The following day, she released a highly referential, avante-garde photo essay on her website. The photo essay was a collaborative effort with several photographers, including Awol Erizku, and had references and allusions that centred her in a long, historical visual narrative around motherhood and womanhood. The visuals referenced included The Madonna and Child, Botticelli’s Birth of Venus, and the African water goddess Mami Wata. Moreover, Beyonce made use of these references during her performance at the 2017 Grammy Awards, using her performance to pay tribute to motherhood and divine mythologies around fertility and motherhood. However, not everyone is a fan of Beyonce’s deification of motherhood.
Naomi Schaefer Riley, in her op-ed piece Having a Baby Isn’t a Miracle and Doesn’t Make You a Goddess, criticizes Beyonce’s visual references as being a form of pagan fertility worship. Riley goes on to criticize society’s deification of motherhood. That critique makes sense; however, Riley seemingly reduces motherhood to a banal performativity without any consideration for why Beyonce, a black woman, would feel the need to deify black motherhood within our globalized misogynoir society. This is not the first time that black feminist icons have been unfairly criticized for celebrating their blackness.
Brenda Fassie, patronisingly characterized as the Madonna of the Townships, was an icon who problematized societal narratives around black womanhood. Brenda Fassie was an icon who, besides recording multiple classics such as Weekend Special, had a profound impact young (black) women’s self-esteem and psychosocial energies.

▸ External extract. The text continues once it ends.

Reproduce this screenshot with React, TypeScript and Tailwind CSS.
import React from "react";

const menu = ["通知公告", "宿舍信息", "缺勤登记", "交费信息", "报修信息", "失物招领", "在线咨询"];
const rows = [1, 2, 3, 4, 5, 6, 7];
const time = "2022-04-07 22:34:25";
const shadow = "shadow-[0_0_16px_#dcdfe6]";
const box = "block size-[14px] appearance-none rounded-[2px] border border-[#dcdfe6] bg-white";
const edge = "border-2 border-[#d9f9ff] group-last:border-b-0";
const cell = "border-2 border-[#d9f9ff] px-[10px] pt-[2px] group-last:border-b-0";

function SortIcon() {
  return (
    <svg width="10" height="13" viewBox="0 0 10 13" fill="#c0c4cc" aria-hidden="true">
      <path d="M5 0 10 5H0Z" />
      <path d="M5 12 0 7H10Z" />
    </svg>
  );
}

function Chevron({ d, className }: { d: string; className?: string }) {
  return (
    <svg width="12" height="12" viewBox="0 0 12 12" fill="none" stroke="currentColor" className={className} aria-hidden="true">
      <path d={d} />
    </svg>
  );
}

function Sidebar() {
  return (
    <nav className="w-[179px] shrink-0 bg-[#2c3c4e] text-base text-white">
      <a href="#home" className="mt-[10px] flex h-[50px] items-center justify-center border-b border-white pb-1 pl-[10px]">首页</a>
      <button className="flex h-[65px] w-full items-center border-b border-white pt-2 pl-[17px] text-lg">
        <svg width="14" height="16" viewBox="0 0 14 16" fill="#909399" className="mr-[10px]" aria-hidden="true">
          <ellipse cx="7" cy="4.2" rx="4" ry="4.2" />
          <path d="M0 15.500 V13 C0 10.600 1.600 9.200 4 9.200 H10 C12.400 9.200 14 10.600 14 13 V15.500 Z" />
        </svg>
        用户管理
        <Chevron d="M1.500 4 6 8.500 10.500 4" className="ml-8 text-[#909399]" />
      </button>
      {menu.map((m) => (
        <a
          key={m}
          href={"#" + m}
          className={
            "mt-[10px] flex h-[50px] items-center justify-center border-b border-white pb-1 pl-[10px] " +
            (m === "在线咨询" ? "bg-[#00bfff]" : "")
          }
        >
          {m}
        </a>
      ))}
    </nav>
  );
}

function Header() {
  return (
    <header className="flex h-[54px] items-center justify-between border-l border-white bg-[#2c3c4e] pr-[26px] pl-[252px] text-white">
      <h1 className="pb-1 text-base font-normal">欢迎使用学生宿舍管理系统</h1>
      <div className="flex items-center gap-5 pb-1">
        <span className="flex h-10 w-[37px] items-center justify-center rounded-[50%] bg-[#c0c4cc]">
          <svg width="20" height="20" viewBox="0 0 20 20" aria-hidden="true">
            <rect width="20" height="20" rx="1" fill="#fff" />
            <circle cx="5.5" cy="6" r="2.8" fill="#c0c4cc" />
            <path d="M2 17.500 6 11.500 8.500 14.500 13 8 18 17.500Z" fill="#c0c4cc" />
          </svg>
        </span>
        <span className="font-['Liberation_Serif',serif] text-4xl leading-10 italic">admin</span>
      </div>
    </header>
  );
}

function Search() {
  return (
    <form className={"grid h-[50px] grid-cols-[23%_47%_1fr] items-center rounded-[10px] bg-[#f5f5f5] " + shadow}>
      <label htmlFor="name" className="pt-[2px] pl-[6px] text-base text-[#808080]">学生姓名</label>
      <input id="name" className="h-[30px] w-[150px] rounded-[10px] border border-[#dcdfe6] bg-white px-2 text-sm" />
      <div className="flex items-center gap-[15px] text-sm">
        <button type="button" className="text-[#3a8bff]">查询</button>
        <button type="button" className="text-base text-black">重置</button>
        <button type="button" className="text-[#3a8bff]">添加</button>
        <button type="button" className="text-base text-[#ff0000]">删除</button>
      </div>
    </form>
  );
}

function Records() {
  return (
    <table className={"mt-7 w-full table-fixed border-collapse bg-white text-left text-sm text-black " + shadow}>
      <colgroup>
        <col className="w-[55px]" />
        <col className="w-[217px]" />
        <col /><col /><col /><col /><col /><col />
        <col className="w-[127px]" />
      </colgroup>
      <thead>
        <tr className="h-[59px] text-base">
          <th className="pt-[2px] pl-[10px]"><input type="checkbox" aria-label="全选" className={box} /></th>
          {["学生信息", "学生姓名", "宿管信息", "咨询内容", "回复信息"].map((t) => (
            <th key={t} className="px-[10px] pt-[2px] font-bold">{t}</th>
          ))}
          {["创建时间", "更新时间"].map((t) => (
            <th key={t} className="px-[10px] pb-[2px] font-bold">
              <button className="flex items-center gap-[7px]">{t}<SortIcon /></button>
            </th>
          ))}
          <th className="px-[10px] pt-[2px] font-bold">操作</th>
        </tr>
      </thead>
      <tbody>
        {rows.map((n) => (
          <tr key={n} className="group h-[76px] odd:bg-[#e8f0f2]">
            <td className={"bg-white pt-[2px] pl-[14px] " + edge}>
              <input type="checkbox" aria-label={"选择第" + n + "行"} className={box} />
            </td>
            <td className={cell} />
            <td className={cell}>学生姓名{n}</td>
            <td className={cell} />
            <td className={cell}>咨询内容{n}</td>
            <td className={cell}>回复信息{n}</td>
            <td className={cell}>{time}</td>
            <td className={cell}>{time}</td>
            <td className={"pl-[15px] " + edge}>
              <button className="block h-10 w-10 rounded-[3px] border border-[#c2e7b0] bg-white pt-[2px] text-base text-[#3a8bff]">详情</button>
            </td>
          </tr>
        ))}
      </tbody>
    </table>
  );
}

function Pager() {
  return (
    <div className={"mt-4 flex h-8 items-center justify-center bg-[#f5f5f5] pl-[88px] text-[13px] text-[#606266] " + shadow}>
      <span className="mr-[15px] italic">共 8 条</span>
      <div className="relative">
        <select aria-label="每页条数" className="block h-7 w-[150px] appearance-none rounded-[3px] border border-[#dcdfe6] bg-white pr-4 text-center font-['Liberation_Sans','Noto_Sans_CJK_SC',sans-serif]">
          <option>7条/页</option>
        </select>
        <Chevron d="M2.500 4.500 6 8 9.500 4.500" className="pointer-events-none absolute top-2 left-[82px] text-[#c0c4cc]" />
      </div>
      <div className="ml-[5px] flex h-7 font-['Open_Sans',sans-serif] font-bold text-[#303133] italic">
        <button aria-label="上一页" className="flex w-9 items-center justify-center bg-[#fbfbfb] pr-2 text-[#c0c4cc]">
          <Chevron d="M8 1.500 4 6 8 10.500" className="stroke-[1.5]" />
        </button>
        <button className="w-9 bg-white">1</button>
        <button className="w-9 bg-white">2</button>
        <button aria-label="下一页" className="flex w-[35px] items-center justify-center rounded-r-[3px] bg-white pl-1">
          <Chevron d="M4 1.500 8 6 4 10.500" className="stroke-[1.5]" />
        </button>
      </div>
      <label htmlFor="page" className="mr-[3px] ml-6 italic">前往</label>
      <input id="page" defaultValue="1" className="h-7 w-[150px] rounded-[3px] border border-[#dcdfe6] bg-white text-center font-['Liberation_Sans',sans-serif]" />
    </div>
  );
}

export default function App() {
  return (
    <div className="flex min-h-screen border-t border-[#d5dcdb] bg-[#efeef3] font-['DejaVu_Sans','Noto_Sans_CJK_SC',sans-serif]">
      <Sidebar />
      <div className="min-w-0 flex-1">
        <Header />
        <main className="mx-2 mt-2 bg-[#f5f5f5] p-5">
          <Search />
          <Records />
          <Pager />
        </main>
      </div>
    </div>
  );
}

Regardless of the progressive tenets within our Constitution, South Africa is a deeply conservative and patriarchal society. Black womanhood- and black women’s sexualities are consistently under the heteronormative patriarchal gaze that manifests itself through virginity testing, high levels of gender based violence, and rampant homophobia.

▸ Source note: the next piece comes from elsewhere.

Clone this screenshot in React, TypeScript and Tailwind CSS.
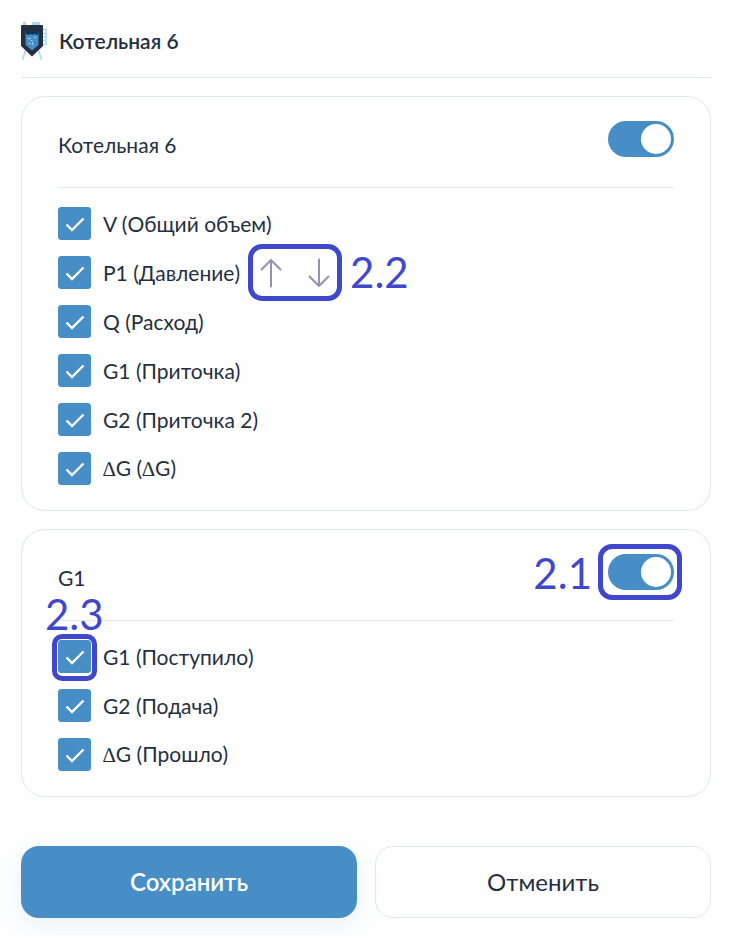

Homophobic attitudes have been problematized, with the Somizi Mhlongo’s highly publicized recent walkout of a Grace Bible Church sermon that discussed the “unnaturalness” of homosexuality. That Brenda Fassie dared to be proudly queer in the 1990s and early 2000s is an act of transgression that we have yet to uncover within our collective imagination. Seemingly Brenda Fassie’s queerness has become invisibilized within the mainstream media’s memorialization of her music and legacy as late- and post-apartheid South African artist.
Brenda Fassie audaciously spoke of her multiple male and female lovers. Later on in her life, she came out as lesbian; yet, she dared to self-identify as a good African woman. This self-identification complicated our understanding of black femininity. Within mainstream understandings of black African femininity, a woman is either good or bad. A good woman is virginal whilst the bad woman is lascivious and self-destructive.

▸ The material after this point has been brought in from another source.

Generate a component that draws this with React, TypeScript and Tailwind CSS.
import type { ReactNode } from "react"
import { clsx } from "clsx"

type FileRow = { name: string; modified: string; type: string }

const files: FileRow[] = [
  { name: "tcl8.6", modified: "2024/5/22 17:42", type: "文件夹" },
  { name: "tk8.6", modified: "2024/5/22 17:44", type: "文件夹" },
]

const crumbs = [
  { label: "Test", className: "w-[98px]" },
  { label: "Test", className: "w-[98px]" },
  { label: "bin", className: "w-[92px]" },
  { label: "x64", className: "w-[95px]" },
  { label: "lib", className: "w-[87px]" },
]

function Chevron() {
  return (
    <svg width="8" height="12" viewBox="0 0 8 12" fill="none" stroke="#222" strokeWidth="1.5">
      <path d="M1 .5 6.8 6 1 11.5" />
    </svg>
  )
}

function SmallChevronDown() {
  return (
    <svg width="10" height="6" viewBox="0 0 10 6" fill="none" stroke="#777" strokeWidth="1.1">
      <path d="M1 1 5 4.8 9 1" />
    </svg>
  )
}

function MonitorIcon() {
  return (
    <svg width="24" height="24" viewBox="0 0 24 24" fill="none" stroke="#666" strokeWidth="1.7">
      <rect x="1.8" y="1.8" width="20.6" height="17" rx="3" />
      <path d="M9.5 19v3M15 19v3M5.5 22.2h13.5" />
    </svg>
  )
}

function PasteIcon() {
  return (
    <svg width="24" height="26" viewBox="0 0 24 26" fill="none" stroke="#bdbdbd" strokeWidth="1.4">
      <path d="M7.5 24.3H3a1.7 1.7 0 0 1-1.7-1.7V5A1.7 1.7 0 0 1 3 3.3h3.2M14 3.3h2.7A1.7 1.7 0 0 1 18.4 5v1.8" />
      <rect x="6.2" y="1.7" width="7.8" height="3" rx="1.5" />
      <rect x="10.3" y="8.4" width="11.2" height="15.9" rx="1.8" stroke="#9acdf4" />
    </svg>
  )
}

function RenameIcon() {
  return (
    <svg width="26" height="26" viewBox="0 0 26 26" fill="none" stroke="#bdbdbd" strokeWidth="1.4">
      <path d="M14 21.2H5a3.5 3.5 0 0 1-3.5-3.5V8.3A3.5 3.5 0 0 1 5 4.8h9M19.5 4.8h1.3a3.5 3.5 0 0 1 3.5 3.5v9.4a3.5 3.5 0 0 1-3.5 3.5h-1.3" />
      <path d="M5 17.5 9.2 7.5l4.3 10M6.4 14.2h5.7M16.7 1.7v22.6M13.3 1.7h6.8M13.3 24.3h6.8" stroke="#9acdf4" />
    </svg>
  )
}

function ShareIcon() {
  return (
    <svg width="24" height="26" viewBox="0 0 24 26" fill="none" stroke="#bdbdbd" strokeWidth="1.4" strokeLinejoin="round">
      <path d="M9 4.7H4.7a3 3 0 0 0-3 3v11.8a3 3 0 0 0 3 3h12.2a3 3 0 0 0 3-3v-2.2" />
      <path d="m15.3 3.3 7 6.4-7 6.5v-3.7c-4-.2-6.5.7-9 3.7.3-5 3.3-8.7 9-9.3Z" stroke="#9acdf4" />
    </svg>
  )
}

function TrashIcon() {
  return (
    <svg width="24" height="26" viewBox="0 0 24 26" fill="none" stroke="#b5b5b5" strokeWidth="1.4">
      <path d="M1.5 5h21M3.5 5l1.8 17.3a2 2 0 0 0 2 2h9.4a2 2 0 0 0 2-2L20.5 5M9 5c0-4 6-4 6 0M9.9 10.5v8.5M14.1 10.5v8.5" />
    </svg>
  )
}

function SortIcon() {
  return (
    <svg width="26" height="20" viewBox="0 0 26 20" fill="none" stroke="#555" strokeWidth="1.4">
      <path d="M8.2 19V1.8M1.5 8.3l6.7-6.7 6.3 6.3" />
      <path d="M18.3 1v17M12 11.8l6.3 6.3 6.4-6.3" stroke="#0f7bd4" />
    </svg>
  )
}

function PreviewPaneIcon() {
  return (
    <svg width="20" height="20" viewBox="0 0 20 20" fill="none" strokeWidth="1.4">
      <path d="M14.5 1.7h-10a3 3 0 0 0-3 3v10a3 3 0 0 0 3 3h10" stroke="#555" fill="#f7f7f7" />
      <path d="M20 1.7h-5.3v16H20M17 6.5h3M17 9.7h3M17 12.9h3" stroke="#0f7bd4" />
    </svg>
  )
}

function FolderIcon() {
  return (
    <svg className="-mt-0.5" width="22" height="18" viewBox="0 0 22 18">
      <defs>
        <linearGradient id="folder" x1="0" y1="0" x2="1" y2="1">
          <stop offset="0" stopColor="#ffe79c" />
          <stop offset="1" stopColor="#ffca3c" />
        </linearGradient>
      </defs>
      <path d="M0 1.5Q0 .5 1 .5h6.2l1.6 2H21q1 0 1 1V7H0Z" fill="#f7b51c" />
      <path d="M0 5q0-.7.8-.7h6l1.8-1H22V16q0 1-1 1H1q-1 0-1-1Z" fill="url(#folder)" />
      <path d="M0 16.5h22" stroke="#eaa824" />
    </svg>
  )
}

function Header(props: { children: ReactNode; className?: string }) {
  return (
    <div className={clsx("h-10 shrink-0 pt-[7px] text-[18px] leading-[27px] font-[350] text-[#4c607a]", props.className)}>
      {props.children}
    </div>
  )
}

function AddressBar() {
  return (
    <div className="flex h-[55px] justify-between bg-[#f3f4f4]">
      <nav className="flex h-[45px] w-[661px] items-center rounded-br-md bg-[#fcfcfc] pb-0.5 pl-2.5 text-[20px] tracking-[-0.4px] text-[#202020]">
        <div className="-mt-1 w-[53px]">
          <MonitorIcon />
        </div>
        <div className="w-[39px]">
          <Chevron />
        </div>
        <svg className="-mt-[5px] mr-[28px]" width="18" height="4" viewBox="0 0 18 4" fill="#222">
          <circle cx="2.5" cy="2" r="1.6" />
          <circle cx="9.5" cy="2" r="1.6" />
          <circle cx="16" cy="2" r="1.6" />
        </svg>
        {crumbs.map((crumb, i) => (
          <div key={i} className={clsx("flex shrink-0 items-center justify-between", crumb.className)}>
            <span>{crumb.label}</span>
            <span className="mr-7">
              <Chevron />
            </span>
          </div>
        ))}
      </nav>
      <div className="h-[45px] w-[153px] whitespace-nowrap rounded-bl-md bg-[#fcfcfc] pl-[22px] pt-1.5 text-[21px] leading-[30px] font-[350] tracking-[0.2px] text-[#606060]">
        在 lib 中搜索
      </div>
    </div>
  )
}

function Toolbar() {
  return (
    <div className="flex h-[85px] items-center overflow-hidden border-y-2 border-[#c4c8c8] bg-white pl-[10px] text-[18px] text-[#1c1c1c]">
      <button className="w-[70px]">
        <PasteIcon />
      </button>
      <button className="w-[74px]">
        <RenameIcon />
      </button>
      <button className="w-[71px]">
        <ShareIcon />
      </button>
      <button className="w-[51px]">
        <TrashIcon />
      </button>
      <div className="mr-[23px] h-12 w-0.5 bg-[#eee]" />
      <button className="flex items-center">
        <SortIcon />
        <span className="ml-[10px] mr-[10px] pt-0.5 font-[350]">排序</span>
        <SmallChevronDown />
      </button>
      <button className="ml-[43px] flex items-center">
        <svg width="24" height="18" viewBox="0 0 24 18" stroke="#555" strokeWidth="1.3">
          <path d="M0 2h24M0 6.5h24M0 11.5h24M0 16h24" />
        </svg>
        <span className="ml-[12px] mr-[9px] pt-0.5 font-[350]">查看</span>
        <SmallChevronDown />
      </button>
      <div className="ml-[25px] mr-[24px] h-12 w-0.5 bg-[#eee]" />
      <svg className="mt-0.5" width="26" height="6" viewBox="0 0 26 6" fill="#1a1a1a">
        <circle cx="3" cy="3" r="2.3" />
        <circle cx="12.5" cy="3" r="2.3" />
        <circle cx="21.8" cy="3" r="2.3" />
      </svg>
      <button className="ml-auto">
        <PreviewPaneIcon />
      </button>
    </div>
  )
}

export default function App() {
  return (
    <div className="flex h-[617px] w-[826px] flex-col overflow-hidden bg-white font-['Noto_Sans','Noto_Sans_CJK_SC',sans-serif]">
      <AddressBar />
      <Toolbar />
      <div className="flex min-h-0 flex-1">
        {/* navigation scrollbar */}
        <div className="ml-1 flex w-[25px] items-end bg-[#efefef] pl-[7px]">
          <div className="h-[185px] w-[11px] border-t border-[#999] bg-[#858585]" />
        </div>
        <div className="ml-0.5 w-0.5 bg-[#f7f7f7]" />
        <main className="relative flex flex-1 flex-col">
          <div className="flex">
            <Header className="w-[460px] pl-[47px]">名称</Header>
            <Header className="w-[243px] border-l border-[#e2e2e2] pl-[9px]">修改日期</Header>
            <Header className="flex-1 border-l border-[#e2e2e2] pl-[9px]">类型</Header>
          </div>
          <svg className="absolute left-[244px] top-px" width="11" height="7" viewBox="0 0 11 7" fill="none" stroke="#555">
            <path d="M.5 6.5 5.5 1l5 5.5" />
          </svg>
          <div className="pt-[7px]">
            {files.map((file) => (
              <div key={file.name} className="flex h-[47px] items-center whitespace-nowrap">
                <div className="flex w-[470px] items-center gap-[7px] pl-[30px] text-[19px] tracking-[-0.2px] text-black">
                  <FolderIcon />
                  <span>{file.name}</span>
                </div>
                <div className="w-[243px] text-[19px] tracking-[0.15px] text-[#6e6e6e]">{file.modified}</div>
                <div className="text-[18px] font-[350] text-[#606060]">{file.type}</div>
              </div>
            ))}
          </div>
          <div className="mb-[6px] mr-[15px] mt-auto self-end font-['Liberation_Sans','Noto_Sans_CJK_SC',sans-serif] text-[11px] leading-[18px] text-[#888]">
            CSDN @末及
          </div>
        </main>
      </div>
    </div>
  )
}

Without a doubt Brenda Fassie was self-destructive. However, she was revolutionary in that she used her music (and her life) to challenge the legacy of ownership over black bodies and their sexuality. She embodied this rebellion in her later life as she chose to sing exclusively in South Africa’s indigenous languages. She used the public exposure of her private life to inform her music and activism. Brenda Fassie used her celebrity and proud embrace of her sexuality to challenge our understandings of what a good African woman is/was.
Brenda Fassie commanded us to love her as she was: a sexual black woman. If we truly did love her, then we should start to embrace her complex and transgressive legacy as a queer black woman existing within post-apartheid South Africa’s political milieu.